Where a line contains the word "this", copy that line.

*****

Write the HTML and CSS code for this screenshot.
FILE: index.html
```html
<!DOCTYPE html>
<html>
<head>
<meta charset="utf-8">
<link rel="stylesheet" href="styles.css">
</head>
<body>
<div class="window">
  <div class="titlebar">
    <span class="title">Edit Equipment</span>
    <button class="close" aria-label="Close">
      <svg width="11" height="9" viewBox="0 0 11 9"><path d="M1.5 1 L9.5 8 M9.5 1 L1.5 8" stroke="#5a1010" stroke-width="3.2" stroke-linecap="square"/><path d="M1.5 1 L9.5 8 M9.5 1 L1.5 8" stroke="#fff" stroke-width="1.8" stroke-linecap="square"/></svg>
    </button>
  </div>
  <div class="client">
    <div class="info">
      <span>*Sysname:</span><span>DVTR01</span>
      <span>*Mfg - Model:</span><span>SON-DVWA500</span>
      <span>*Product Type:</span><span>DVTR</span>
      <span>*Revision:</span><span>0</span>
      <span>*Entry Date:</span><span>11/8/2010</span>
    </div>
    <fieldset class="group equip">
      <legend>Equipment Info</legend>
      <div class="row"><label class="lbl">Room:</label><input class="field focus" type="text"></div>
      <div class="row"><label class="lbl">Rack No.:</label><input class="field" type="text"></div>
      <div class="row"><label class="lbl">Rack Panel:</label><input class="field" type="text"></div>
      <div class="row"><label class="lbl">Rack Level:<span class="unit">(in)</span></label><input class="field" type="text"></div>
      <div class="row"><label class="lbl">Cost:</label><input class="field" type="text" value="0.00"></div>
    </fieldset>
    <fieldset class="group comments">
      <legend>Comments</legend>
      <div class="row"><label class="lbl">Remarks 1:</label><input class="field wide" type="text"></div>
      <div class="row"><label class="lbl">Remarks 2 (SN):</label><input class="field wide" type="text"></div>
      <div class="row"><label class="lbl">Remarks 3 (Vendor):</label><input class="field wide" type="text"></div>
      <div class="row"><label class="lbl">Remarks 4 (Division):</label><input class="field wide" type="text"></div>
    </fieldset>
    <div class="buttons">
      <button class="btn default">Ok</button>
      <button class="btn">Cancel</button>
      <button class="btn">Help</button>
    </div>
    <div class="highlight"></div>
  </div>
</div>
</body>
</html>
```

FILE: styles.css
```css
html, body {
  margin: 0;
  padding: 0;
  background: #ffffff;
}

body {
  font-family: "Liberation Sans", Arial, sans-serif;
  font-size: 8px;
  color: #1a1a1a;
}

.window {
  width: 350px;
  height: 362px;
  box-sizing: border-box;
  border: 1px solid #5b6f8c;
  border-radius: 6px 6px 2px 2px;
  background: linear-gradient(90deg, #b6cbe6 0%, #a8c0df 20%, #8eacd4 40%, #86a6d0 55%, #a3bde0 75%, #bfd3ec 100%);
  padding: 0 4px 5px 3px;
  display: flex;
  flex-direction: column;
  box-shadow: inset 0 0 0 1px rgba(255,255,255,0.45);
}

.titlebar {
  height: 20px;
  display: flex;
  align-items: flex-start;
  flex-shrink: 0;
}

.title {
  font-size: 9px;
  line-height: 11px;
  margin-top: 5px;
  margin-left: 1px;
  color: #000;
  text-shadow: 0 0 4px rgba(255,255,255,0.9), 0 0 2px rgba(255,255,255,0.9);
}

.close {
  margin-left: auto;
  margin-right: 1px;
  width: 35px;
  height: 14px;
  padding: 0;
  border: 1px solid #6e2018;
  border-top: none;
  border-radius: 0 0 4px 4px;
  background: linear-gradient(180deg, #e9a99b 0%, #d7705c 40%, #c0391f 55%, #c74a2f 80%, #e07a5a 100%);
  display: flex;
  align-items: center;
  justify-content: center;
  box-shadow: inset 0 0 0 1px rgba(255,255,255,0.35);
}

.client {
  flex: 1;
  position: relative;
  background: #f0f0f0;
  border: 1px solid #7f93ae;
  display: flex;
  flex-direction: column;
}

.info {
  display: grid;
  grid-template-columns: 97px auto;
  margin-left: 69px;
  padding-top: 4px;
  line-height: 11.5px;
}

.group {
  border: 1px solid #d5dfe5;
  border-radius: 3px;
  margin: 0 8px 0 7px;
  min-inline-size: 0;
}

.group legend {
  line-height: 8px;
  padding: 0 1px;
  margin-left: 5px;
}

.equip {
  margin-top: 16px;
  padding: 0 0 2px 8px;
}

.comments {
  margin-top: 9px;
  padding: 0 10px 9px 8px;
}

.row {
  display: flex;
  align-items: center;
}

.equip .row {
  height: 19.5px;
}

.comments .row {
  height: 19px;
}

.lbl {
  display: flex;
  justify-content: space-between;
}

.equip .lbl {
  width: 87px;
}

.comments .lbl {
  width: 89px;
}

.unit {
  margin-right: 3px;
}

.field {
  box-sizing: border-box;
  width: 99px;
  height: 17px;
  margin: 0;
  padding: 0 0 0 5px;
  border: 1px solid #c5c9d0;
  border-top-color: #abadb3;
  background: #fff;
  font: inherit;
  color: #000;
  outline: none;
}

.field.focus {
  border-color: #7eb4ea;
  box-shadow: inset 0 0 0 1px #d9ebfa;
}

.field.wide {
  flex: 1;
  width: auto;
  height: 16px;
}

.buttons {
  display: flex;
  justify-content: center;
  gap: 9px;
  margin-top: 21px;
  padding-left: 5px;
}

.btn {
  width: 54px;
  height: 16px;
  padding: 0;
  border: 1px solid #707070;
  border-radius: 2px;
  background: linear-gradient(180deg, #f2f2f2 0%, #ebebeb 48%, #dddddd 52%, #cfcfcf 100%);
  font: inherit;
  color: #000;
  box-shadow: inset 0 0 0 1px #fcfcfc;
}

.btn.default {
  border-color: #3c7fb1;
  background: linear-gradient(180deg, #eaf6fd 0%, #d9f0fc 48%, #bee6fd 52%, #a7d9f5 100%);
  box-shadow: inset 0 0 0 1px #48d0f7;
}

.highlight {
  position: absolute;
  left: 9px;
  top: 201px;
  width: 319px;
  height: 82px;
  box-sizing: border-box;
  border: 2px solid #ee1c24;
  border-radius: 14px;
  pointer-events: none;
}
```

*****

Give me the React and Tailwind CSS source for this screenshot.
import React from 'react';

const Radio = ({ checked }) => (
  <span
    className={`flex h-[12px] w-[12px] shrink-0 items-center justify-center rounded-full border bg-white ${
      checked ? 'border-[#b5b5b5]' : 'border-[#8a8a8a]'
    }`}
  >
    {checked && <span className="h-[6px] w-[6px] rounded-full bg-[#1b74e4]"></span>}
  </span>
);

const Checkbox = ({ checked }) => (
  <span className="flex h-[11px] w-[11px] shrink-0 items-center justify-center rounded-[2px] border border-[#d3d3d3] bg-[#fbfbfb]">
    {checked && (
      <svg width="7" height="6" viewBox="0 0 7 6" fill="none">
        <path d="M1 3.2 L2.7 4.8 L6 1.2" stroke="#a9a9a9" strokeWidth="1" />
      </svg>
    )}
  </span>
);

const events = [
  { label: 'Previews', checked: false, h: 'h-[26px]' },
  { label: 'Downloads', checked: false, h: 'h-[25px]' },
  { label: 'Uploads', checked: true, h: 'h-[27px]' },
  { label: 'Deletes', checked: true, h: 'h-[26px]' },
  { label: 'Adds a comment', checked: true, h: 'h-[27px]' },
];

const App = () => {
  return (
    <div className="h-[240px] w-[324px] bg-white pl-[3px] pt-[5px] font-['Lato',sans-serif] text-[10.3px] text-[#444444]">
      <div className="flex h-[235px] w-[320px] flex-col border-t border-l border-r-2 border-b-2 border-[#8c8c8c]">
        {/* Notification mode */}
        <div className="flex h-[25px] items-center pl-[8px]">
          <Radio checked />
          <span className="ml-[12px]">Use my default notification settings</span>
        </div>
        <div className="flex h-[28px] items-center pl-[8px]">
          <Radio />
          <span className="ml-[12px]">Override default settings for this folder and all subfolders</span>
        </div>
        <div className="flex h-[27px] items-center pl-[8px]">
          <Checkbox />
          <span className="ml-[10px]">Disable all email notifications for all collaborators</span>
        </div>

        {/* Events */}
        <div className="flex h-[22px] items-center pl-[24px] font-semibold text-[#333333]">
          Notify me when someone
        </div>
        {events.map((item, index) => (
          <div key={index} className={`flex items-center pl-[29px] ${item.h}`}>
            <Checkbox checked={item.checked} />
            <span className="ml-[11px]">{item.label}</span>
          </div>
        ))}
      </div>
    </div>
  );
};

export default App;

*****

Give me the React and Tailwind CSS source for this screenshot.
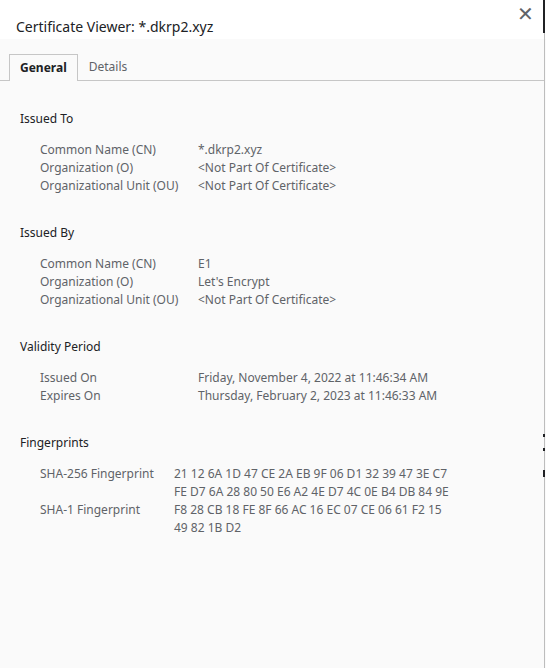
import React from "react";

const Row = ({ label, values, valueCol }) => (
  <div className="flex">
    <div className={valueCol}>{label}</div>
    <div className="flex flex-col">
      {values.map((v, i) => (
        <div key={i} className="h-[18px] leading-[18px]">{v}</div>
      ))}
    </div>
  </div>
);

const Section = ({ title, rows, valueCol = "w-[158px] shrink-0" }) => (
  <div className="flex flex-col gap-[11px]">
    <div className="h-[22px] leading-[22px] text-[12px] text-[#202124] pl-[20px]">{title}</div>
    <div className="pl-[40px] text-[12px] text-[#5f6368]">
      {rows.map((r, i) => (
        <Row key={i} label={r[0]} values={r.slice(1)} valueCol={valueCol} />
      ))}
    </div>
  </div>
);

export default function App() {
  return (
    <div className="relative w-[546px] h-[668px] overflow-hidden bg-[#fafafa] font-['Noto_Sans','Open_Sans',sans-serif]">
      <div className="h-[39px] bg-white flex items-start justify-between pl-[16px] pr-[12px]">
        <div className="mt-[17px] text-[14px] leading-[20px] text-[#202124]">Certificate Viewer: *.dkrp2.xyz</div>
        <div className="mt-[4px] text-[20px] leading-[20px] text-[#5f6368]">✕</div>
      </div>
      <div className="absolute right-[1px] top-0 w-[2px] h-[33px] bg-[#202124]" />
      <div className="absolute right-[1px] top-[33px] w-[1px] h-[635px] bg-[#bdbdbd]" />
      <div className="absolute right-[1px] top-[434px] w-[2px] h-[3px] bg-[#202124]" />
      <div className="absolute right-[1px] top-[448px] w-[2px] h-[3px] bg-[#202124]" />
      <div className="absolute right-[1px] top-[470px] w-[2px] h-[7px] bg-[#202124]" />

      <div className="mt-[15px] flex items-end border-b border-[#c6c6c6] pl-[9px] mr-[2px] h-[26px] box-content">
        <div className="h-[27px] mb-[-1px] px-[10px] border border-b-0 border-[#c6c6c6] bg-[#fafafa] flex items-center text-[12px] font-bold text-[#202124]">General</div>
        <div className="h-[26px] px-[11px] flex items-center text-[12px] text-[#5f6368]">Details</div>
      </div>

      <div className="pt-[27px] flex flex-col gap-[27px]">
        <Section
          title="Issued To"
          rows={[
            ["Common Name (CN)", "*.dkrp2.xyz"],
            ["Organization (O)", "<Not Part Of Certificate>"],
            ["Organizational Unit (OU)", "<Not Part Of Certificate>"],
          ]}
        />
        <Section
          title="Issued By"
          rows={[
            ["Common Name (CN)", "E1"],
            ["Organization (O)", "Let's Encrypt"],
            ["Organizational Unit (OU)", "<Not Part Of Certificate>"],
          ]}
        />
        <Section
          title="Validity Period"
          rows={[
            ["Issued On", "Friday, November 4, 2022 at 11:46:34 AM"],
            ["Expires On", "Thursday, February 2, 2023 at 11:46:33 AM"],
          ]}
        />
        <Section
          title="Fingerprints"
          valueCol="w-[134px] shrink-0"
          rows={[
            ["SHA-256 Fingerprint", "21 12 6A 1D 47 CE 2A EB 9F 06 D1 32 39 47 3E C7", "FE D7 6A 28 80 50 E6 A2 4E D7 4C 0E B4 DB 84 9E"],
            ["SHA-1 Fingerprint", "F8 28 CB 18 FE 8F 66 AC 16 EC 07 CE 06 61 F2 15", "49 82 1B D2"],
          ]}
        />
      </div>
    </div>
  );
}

*****

◆ COMPLETE ANSWER
Write the HTML and CSS code for this screenshot.
Give me the React and Tailwind CSS source for this screenshot.
          <span className="ml-[12px]">Override default settings for this folder and all subfolders</span>
Give me the React and Tailwind CSS source for this screenshot.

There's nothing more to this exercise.